Modulation is the process of embedding information onto a carrier wave by varying one or more of its fundamental properties: amplitude, frequency, or phase. It is the bridge between raw data and physical transmission, allowing digital or analog signals to traverse mediums like radio waves, optical fibers, or electrical circuits.
In practical terms, modulation enables a wide range of communication technologies. Amplitude modulation (AM) and frequency modulation (FM) are classic techniques for broadcasting audio. Phase-based methods such as BPSK and QPSK carry digital data efficiently while resisting noise. Combining modulation with FEC and error-correction strategies ensures reliable data delivery even in imperfect channels.
Mathematically, modulation transforms a baseband signal into a passband form suitable for transmission.
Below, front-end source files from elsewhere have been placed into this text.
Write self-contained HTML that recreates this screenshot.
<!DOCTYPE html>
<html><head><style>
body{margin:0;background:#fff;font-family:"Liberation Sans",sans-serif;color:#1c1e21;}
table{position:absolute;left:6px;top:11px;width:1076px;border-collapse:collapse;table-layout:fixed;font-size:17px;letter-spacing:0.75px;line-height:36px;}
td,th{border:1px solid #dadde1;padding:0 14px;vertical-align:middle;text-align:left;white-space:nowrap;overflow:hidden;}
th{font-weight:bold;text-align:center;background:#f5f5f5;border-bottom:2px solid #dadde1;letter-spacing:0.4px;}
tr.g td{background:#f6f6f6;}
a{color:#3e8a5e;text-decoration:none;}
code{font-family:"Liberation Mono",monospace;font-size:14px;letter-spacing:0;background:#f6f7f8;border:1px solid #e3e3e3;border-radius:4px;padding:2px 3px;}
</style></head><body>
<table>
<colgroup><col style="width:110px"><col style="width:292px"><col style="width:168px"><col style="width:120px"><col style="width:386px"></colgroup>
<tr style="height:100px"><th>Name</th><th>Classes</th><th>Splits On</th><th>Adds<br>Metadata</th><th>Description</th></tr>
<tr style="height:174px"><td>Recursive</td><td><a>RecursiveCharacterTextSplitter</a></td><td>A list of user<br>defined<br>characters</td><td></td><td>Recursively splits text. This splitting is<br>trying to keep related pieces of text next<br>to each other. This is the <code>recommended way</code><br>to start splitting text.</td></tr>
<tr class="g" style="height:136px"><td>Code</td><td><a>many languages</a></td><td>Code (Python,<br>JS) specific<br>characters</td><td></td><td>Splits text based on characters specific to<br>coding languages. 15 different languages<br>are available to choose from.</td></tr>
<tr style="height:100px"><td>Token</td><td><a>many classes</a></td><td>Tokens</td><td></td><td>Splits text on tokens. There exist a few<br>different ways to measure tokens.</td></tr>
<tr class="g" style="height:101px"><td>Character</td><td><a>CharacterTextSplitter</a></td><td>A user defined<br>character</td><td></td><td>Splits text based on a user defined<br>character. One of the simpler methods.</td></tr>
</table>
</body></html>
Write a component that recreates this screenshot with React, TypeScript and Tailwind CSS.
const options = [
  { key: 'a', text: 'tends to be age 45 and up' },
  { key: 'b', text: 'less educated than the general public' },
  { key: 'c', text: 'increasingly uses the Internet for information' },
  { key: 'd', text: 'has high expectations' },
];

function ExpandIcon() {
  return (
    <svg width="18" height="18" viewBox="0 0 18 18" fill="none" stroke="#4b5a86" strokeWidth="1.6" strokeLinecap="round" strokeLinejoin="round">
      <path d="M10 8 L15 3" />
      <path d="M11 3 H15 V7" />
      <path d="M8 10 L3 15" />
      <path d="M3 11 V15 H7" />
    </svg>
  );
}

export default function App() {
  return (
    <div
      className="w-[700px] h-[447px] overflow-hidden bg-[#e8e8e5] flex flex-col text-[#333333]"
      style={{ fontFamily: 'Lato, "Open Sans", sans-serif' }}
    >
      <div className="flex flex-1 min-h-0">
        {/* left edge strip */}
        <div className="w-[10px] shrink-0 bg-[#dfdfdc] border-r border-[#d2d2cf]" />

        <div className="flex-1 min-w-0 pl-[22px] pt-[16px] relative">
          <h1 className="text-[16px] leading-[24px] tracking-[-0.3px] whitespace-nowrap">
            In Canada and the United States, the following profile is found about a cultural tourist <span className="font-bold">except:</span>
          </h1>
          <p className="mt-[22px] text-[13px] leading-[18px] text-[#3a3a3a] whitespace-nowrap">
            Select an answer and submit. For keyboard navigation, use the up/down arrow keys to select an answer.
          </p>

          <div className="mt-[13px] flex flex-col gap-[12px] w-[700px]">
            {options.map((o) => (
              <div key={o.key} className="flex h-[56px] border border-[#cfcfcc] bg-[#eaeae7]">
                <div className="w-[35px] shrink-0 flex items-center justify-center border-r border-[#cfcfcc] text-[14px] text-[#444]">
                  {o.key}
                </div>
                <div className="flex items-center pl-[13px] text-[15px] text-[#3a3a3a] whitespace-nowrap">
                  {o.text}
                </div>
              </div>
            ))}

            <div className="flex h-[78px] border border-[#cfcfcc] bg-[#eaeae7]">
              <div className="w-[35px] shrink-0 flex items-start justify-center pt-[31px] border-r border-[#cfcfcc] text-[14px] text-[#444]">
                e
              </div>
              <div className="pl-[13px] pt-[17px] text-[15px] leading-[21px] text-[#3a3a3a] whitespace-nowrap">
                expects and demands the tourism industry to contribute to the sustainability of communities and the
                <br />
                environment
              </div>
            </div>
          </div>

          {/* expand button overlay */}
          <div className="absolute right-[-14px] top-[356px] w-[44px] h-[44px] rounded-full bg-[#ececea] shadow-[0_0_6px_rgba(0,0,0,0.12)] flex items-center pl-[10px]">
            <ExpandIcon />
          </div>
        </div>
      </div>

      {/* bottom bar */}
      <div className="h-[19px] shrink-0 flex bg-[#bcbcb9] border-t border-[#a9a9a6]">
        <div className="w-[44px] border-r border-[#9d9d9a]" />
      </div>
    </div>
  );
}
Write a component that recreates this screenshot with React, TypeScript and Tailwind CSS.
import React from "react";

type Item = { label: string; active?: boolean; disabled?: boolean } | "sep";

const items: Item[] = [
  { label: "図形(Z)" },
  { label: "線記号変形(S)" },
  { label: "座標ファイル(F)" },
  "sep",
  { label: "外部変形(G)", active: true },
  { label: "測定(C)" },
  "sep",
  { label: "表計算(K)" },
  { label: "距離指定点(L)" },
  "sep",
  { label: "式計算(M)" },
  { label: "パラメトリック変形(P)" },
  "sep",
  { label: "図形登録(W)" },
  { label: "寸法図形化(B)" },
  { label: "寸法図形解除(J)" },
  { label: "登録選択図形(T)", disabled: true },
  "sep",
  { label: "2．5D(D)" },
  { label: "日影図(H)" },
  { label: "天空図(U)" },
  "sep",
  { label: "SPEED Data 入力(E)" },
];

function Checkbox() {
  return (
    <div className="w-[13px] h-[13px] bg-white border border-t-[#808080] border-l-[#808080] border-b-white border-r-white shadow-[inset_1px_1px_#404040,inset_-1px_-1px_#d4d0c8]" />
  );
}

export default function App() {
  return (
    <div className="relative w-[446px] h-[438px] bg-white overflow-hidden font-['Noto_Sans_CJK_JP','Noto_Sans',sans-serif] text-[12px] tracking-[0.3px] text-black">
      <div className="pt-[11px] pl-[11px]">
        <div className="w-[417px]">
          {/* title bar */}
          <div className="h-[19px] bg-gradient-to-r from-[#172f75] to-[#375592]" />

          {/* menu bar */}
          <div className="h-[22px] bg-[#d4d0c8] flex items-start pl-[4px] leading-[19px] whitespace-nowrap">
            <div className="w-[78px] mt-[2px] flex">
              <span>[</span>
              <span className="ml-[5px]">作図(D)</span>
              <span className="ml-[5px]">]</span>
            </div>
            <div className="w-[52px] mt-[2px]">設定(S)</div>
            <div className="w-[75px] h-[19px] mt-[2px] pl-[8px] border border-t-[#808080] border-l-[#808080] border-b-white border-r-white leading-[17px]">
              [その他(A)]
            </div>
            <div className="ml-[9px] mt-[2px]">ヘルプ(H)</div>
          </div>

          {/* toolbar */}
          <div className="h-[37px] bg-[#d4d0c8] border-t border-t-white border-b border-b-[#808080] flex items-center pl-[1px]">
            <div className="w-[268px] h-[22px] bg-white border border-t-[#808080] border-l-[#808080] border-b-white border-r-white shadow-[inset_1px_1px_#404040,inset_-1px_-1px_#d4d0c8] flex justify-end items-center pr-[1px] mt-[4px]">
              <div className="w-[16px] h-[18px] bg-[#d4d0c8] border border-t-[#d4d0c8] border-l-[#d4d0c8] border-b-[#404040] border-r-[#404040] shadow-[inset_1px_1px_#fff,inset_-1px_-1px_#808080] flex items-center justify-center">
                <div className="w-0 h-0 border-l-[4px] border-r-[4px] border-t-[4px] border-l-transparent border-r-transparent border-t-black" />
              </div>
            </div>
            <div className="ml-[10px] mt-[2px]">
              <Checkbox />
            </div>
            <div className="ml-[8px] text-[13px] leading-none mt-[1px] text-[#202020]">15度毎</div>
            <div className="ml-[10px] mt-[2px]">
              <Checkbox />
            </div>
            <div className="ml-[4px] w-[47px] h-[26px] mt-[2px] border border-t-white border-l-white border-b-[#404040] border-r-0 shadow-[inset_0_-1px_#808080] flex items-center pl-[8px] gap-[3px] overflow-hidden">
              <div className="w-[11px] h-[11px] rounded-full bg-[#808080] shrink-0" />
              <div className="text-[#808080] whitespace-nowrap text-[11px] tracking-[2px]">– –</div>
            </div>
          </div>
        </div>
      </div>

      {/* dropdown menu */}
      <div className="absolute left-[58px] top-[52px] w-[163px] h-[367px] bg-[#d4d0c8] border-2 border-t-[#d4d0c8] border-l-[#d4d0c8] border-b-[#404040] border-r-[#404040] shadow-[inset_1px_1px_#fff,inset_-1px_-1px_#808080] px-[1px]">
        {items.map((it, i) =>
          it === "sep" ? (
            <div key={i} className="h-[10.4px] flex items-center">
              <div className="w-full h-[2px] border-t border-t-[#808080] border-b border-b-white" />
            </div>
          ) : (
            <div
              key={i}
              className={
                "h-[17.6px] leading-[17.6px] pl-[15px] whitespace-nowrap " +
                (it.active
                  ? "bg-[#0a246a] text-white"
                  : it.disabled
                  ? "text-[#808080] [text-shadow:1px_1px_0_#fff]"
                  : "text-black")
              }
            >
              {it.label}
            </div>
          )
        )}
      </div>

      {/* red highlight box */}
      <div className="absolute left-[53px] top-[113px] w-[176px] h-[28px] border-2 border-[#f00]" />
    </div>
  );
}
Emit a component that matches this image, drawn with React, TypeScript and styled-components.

For digital signals, this often involves mapping bits onto symbols, each representing a distinct state of the carrier wave. For analog signals, continuous variations encode the information. Analyzing these signals often requires tools like the Fourier Transform to understand bandwidth, spectral efficiency, and interference patterns.
Conceptually, modulation is about shaping energy into meaning. Without it, electricity, light, or radio waves are just random fluctuations. With it, they become carriers of voice, video, data, and command signals across distances both microscopic and cosmic.
Whether you are sending a satellite signal, streaming video over Wi-Fi, or controlling a robot remotely, modulation is the invisible translator that makes communication possible.